In the process of entanglement between human and non-human forces, viewers are forced to reckon with our collective reciprocal relationship with these creatures—our ability to help them and to harm—while the corals either adapt or become extinct in the face of climate change. “When you get in the water, you see the reality of how complex the ocean systems are—how incredible the mechanism of the planet is and how crucial those environments are to our lives,” Deakin said. “I hope that’s what comes out of the film for people.”
All parties involved are fans of Charles and Ray Eames’s 1977 film Powers of Ten, which visualizes the scale of the universe through exponential camera pans and zooms—from a picnic in Chicago out to the edges of space and back again into the cells of a body lounging on a blanket in the Windy City. “What a great film,” said Foord. “It is our intent to make films that resonate from the scale of the microscope to that of a telescope. From our perspective, we see corals as the first astronomers and timekeepers of planet Earth. If we pay attention to them, corals can help elevate human thinking towards the logarithmic scale that Powers of 10 demonstrates.”

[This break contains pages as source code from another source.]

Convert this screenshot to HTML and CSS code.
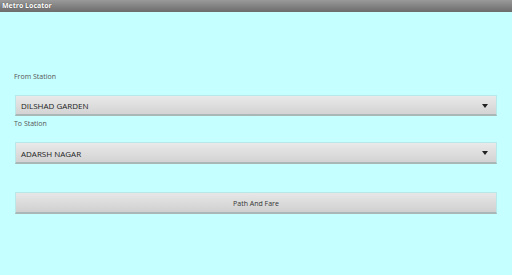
FILE: index.html
```html
<!DOCTYPE html>
<html>
<head>
<meta charset="utf-8">
<link rel="stylesheet" href="styles.css">
</head>
<body>
<div class="titlebar">Metro Locator</div>
<main class="content">
  <div class="label label-from">From Station</div>
  <div class="spinner spinner-from">
    <span>DILSHAD GARDEN</span>
    <svg class="arrow" width="6" height="4" viewBox="0 0 6 4"><path d="M0 0H6L3 4Z" fill="#222"/></svg>
  </div>
  <div class="label label-to">To Station</div>
  <div class="spinner spinner-to">
    <span>ADARSH NAGAR</span>
    <svg class="arrow" width="6" height="4" viewBox="0 0 6 4"><path d="M0 0H6L3 4Z" fill="#222"/></svg>
  </div>
  <div class="button">Path And Fare</div>
</main>
</body>
</html>
```
FILE: styles.css
```css
html, body {
  margin: 0;
  padding: 0;
}
body {
  width: 512px;
  height: 275px;
  background: #c6ffff;
  font-family: "Open Sans", "DejaVu Sans", sans-serif;
  overflow: hidden;
}
.titlebar {
  height: 12px;
  line-height: 11px;
  padding-left: 2px;
  background: linear-gradient(#9a9a9a, #6c6c6c);
  color: #fff;
  font-size: 7px;
  font-weight: bold;
  text-shadow: 0 0 1px #333;
}
.content {
  padding: 0 15px;
}
.label {
  font-size: 7px;
  line-height: 9px;
  color: #555;
  margin-left: -1px;
}
.label-from {
  margin-top: 60px;
}
.label-to {
  margin-top: 3px;
}
.spinner {
  display: flex;
  align-items: center;
  justify-content: space-between;
  box-sizing: border-box;
  height: 21px;
  margin-top: 14px;
  padding: 1px 8px 0 5px;
  background: linear-gradient(#e9e9e9, #d3d3d3);
  border: 1px solid #b8e8e8;
  border-bottom: 2px solid #a9b7b7;
  font-size: 8px;
  color: #222;
}
.spinner-to {
  height: 22px;
}
.arrow {
  display: block;
}
.button {
  box-sizing: border-box;
  height: 22px;
  margin-top: 28px;
  padding-top: 2px;
  display: flex;
  align-items: center;
  justify-content: center;
  background: linear-gradient(#e7e7e7, #d0d0d0);
  border: 1px solid #b8e8e8;
  border-bottom: 2px solid #a9b7b7;
  font-size: 7px;
  color: #333;
}
```
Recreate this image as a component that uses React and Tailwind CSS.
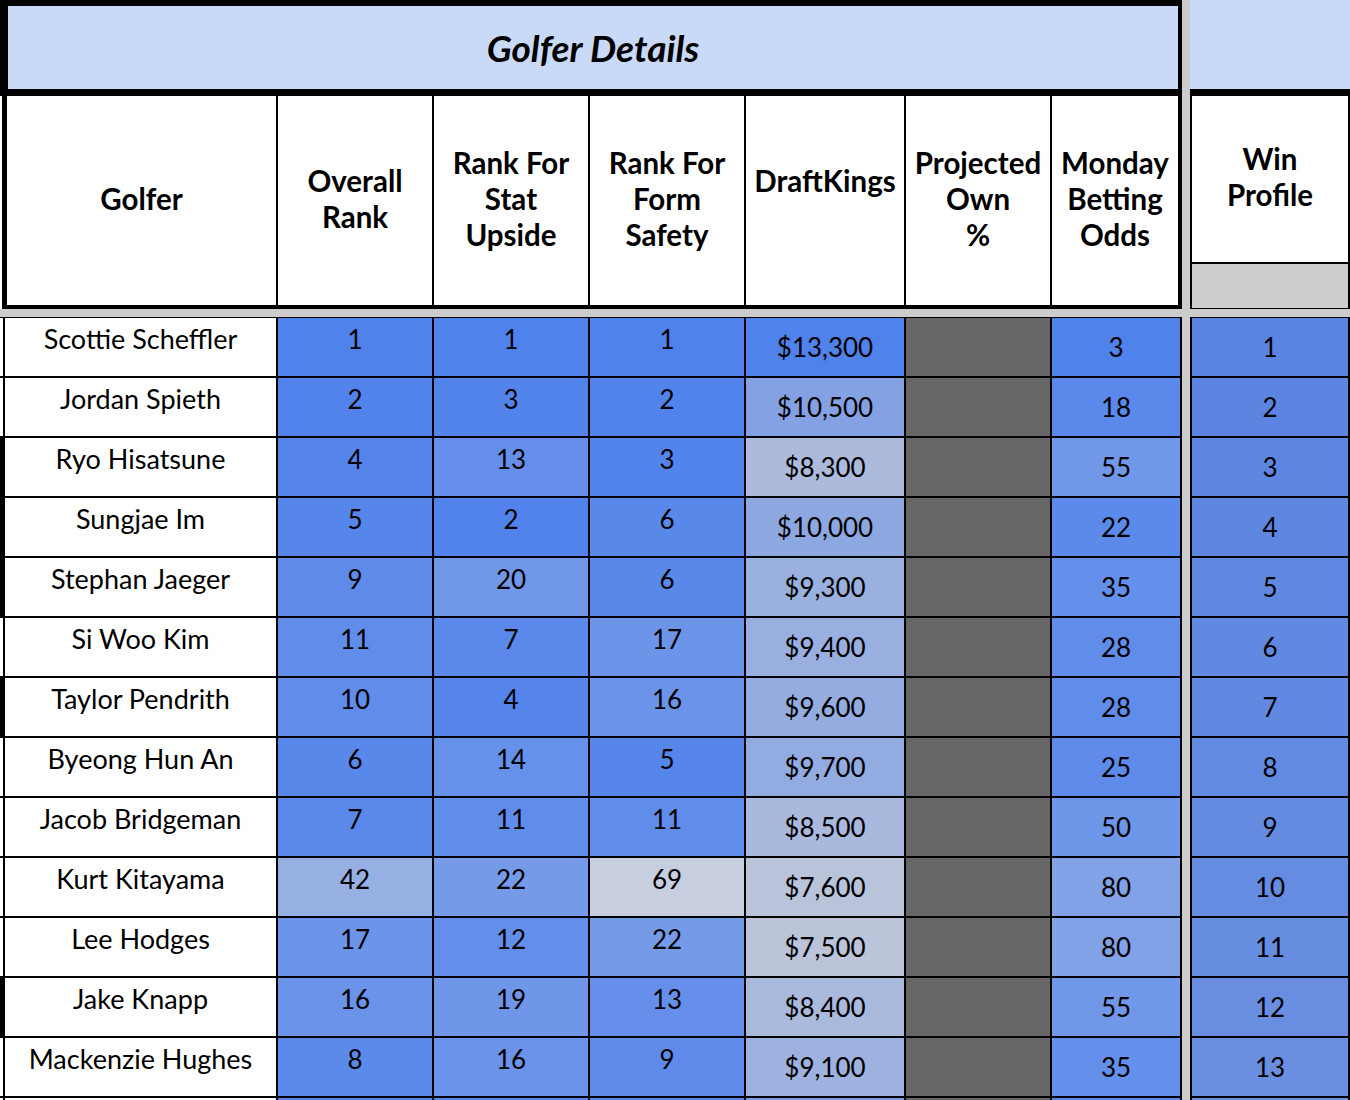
import React from "react";

const rows = [
  ["Scottie Scheffler", 1, 1, 1, 13300, 3, 1, false],
  ["Jordan Spieth", 2, 3, 2, 10500, 18, 2, false],
  ["Ryo Hisatsune", 4, 13, 3, 8300, 55, 3, true],
  ["Sungjae Im", 5, 2, 6, 10000, 22, 4, true],
  ["Stephan Jaeger", 9, 20, 6, 9300, 35, 5, true],
  ["Si Woo Kim", 11, 7, 17, 9400, 28, 6, false],
  ["Taylor Pendrith", 10, 4, 16, 9600, 28, 7, true],
  ["Byeong Hun An", 6, 14, 5, 9700, 25, 8, false],
  ["Jacob Bridgeman", 7, 11, 11, 8500, 50, 9, false],
  ["Kurt Kitayama", 42, 22, 69, 7600, 80, 10, false],
  ["Lee Hodges", 17, 12, 22, 7500, 80, 11, false],
  ["Jake Knapp", 16, 19, 13, 8400, 55, 12, true],
  ["Mackenzie Hughes", 8, 16, 9, 9100, 35, 13, false],
];
const filler = [3, 5, 4, 11000, 20, 14];

function mix(a, b, t) {
  const c = Math.max(0, Math.min(1, t));
  return `rgb(${a.map((x, i) => Math.round(x + (b[i] - x) * c)).join(",")})`;
}
const LO = [80, 130, 236];
const HI = [208, 213, 222];
const rankColor = (v) => mix(LO, HI, (v - 1) / 74);
const dkColor = (v) => mix(LO, [206, 208, 214], (13300 - v) / 6830);
const oddsColor = (v) => mix(LO, HI, (v - 3) / 200);
const winColor = (v) => mix([90, 132, 225], HI, ((v - 1) / 12) * 0.135);
const money = (v) => "$" + v.toLocaleString("en-US");

function TopCell({ children, color, name }) {
  return (
    <div
      className={
        "h-[58px] flex justify-center pt-[5px] leading-[32px] " +
        (name ? "text-[27px]" : "text-[26px]")
      }
      style={{ backgroundColor: color }}
    >
      {children}
    </div>
  );
}
function MidCell({ children, color }) {
  return (
    <div className="h-[58px] flex items-center justify-center leading-[32px] text-[26px]" style={{ backgroundColor: color }}>
      {children}
    </div>
  );
}

function HeadCell({ children }) {
  return (
    <div className="bg-white flex items-center justify-center text-center font-bold text-[29.5px] leading-[36px] pb-[4px]">
      <div>{children}</div>
    </div>
  );
}

export default function App() {
  return (
    <div className="w-[1350px] h-[1100px] overflow-hidden bg-[#cccccc] flex items-start gap-[8px] font-['Lato','Noto_Sans',sans-serif] text-[26px] text-black">
      {/* main panel */}
      <div className="w-[1182px] flex flex-col shrink-0">
        <div className="h-[96px] shrink-0 bg-[#c9daf8] border-t-[6px] border-l-[8px] border-r-[4px] border-b-[7px] border-black flex items-center justify-center">
          <span className="font-bold italic text-[37px] leading-none">Golfer Details</span>
        </div>
        <div className="bg-white shrink-0">
          <div className="ml-[2px] h-[213px] border-l-[5px] border-r-[4px] border-b-[4px] border-black bg-black grid grid-cols-[269px_154px_154px_154px_158px_144px_126px] gap-x-[2px]">
            <HeadCell>Golfer</HeadCell>
            <HeadCell>Overall<br />Rank</HeadCell>
            <HeadCell>Rank For<br />Stat<br />Upside</HeadCell>
            <HeadCell>Rank For<br />Form<br />Safety</HeadCell>
            <HeadCell>DraftKings<br />&nbsp;</HeadCell>
            <HeadCell>Projected<br />Own<br />%</HeadCell>
            <HeadCell>Monday<br />Betting<br />Odds</HeadCell>
          </div>
        </div>
        <div className="mt-[8px] shrink-0 bg-black border-t-[1px] border-r-[2px] border-black grid grid-cols-[3px_271px_154px_154px_154px_158px_144px_128px] gap-[2px]">
          {rows.map((r, i) => (
            <React.Fragment key={i}>
              <div className={r[7] ? "bg-black" : "bg-white"} />
              <TopCell color="#ffffff" name>{r[0]}</TopCell>
              <TopCell color={rankColor(r[1])}>{r[1]}</TopCell>
              <TopCell color={rankColor(r[2])}>{r[2]}</TopCell>
              <TopCell color={rankColor(r[3])}>{r[3]}</TopCell>
              <MidCell color={dkColor(r[4])}>{money(r[4])}</MidCell>
              <MidCell color="#666666"></MidCell>
              <MidCell color={oddsColor(r[5])}>{r[5]}</MidCell>
            </React.Fragment>
          ))}
          <div className="bg-white" />
          <TopCell color="#ffffff" name></TopCell>
          <TopCell color={rankColor(filler[0])}></TopCell>
          <TopCell color={rankColor(filler[1])}></TopCell>
          <TopCell color={rankColor(filler[2])}></TopCell>
          <MidCell color={dkColor(filler[3])}></MidCell>
          <MidCell color="#666666"></MidCell>
          <MidCell color={oddsColor(filler[4])}></MidCell>
        </div>
      </div>

      {/* right panel */}
      <div className="w-[160px] flex flex-col shrink-0">
        <div className="h-[96px] shrink-0 bg-[#c9daf8] border-b-[7px] border-black" />
        <div className="h-[213px] shrink-0 border-l-[2px] border-r-[2px] border-b-[1px] border-black flex flex-col">
          <div className="h-[166px] shrink-0 bg-white flex items-center justify-center text-center font-bold text-[29.5px] leading-[36px] pb-[4px]">
            <div>Win<br />Profile</div>
          </div>
          <div className="h-[2px] shrink-0 bg-black" />
          <div className="flex-1 bg-[#cccccc]" />
        </div>
        <div className="mt-[8px] shrink-0 bg-black border-t-[1px] border-l-[2px] border-r-[2px] border-black grid grid-cols-1 gap-[2px]">
          {rows.map((r, i) => (
            <MidCell key={i} color={winColor(r[6])}>{r[6]}</MidCell>
          ))}
          <MidCell color={winColor(filler[5])}></MidCell>
        </div>
      </div>
    </div>
  );
}
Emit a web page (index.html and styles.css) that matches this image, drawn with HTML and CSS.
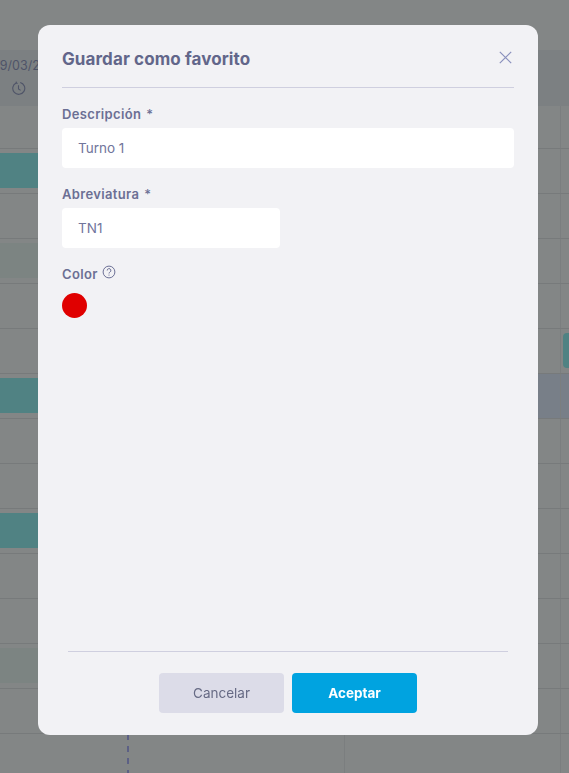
FILE: index.html
```html
<!DOCTYPE html>
<html lang="es">
<head>
<meta charset="utf-8">
<title>Guardar como favorito</title>
<link rel="stylesheet" href="styles.css">
</head>
<body>
<div class="board">
  <div class="board-head">
    <div class="day-head">
      <span class="date">19/03/2024</span>
      <svg class="clock" width="15" height="15" viewBox="0 0 15 15" fill="none" stroke="#4f5468" stroke-width="1.1"><path d="M9.2 1.5A6 6 0 1 1 5.2 1.9"/><path d="M5.4 0.6 5.2 2.1 6.6 2.6"/><path d="M7.5 4.2V8L9.6 9.4"/></svg>
    </div>
  </div>
  <div class="row"><div class="cell"></div><div class="cell"></div><div class="cell"></div></div>
  <div class="row"><div class="cell"><div class="bar teal"></div></div><div class="cell"></div><div class="cell"></div></div>
  <div class="row"><div class="cell"></div><div class="cell"></div><div class="cell"></div></div>
  <div class="row"><div class="cell"><div class="bar faint"></div></div><div class="cell"></div><div class="cell"></div></div>
  <div class="row"><div class="cell"></div><div class="cell"></div><div class="cell"></div></div>
  <div class="row"><div class="cell"></div><div class="cell"></div><div class="cell"><div class="bar teal side"></div></div></div>
  <div class="row blue"><div class="cell"><div class="bar teal"></div></div><div class="cell"></div><div class="cell"></div></div>
  <div class="row"><div class="cell"></div><div class="cell"></div><div class="cell"></div></div>
  <div class="row"><div class="cell"></div><div class="cell"></div><div class="cell"></div></div>
  <div class="row"><div class="cell"><div class="bar teal"></div></div><div class="cell"></div><div class="cell"></div></div>
  <div class="row"><div class="cell"></div><div class="cell"></div><div class="cell"></div></div>
  <div class="row"><div class="cell"></div><div class="cell"></div><div class="cell"></div></div>
  <div class="row"><div class="cell"><div class="bar faint"></div></div><div class="cell"></div><div class="cell"></div></div>
  <div class="row"><div class="cell"></div><div class="cell"></div><div class="cell"></div></div>
  <div class="row last"><div class="cell today"></div><div class="cell"></div><div class="cell"></div></div>
</div>

<section class="modal" role="dialog" aria-labelledby="modal-title">
  <header class="modal-head">
    <h1 id="modal-title" class="modal-title">Guardar como favorito</h1>
    <button class="close" type="button" aria-label="Cerrar">
      <svg width="13" height="13" viewBox="0 0 13 13" fill="none" stroke="#8a90bd" stroke-width="1.2"><path d="M.8.8 12.2 12.2M12.2.8.8 12.2"/></svg>
    </button>
  </header>
  <div class="modal-body">
    <div class="field">
      <label class="label">Descripción <span class="req">*</span></label>
      <div class="input">Turno 1</div>
    </div>
    <div class="field">
      <label class="label">Abreviatura <span class="req">*</span></label>
      <div class="input short">TN1</div>
    </div>
    <div class="field color-field">
      <label class="label">Color
        <svg class="help" width="14" height="14" viewBox="0 0 14 14" fill="none" stroke="#6d7196" stroke-width="1"><circle cx="7" cy="7" r="5.9"/><path d="M5.2 5.5A1.85 1.85 0 1 1 7.9 7.1C7.2 7.5 7 7.8 7 8.5"/><path d="M7 9.6v1"/></svg>
      </label>
      <div class="swatch"></div>
    </div>
  </div>
  <footer class="modal-foot">
    <button class="btn cancel" type="button">Cancelar</button>
    <button class="btn accept" type="button">Aceptar</button>
  </footer>
</section>
</body>
</html>
```

FILE: styles.css
```css
* { box-sizing: border-box; }
html, body { margin: 0; height: 100%; }
body {
  background: #838686;
  font-family: Inter, "Open Sans", "Liberation Sans", sans-serif;
  overflow: hidden;
}
.board { height: 773px; padding-top: 50px; overflow: hidden; }
.board-head { height: 56px; background: #7c8082; }
.day-head {
  width: 100px;
  margin-left: -32px;
  padding-top: 8px;
  display: flex;
  flex-direction: column;
  align-items: center;
  gap: 7px;
  color: #4f5468;
  font-size: 12.5px;
  line-height: 16px;
}
.date { padding-left: 22px; white-space: nowrap; }
.clock { display: block; margin-left: 1px; }
.row {
  display: grid;
  grid-template-columns: 345px 216px 1fr;
  height: 45px;
  border-bottom: 1px solid #777a7b;
}
.board-head + .row { height: 43px; }
.row.blue { background: #787f88; }
.row.blue .cell:first-child { background: #838686; }
.cell { border-right: 1px solid #7b7e7f; padding-top: 4px; }
.cell:last-child { border-right: 0; }
.bar { height: 35px; }
.teal { background: #508283; }
.faint { background: #7c8482; }
.side { margin-left: 2px; border-radius: 4px 0 0 4px; }
.today {
  background: linear-gradient(#5c6085 50%, transparent 50%) 127px 0 / 2px 12px repeat-y;
}

.modal {
  position: fixed;
  left: 38px;
  top: 25px;
  width: 500px;
  height: 710px;
  background: #f2f2f5;
  border-radius: 12px;
  padding: 0 24px;
  display: flex;
  flex-direction: column;
}
.modal-head {
  height: 63px;
  flex: none;
  display: flex;
  align-items: center;
  justify-content: space-between;
  border-bottom: 1px solid #cfcfdf;
  padding-top: 6px;
}
.modal-title {
  margin: 0;
  font-size: 17px;
  font-weight: 700;
  letter-spacing: .1px;
  color: #62668a;
  line-height: 20px;
}
.close {
  display: flex;
  padding: 0;
  margin: 0 2px 4px 0;
  border: 0;
  background: none;
}
.modal-body {
  flex: 1;
  padding-top: 15px;
  display: flex;
  flex-direction: column;
  gap: 15px;
}
.field { display: flex; flex-direction: column; gap: 3px; }
.label {
  display: flex;
  align-items: center;
  gap: 4px;
  height: 22px;
  font-size: 13px;
  font-weight: 600;
  letter-spacing: .35px;
  color: #6b6f94;
}
.req { font-weight: 500; margin-left: 1px; }
.input {
  height: 40px;
  background: #fff;
  border-radius: 4px;
  padding: 0 16px;
  display: flex;
  align-items: center;
  font-size: 13.5px;
  color: #71759b;
}
.short { width: 218px; }
.color-field { gap: 8px; }
.help { margin: -5px 0 0 0; }
.swatch { width: 25px; height: 25px; border-radius: 50%; background: #e00000; }
.modal-foot {
  flex: none;
  height: 84px;
  margin: 0 6px;
  border-top: 1px solid #cfcfdf;
  display: flex;
  justify-content: center;
  gap: 8px;
  padding-top: 21px;
}
.btn {
  width: 125px;
  height: 40px;
  border: 0;
  border-radius: 4px;
  font-family: inherit;
  font-size: 13.5px;
}
.cancel { background: #dcdce8; color: #666a84; font-weight: 400; }
.accept { background: #00a3e0; color: #fff; font-weight: 700; }
```
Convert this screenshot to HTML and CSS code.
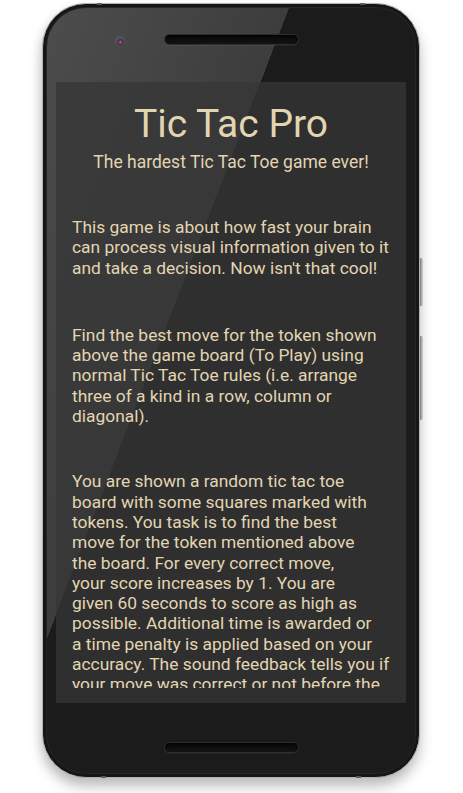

In its last half-hour, Tangerine Reef takes a turn toward cosmic noise as the audio and visual effects begin to lock in together especially well. Poignant-seeming voids, geographies, and coral-made mandalas become worlds that collapse inward and expand as the camera retreats. “To be able to present archetypal organisms with a mythos to convey,” Foord said, “is an opportunity we don’t take for granted.”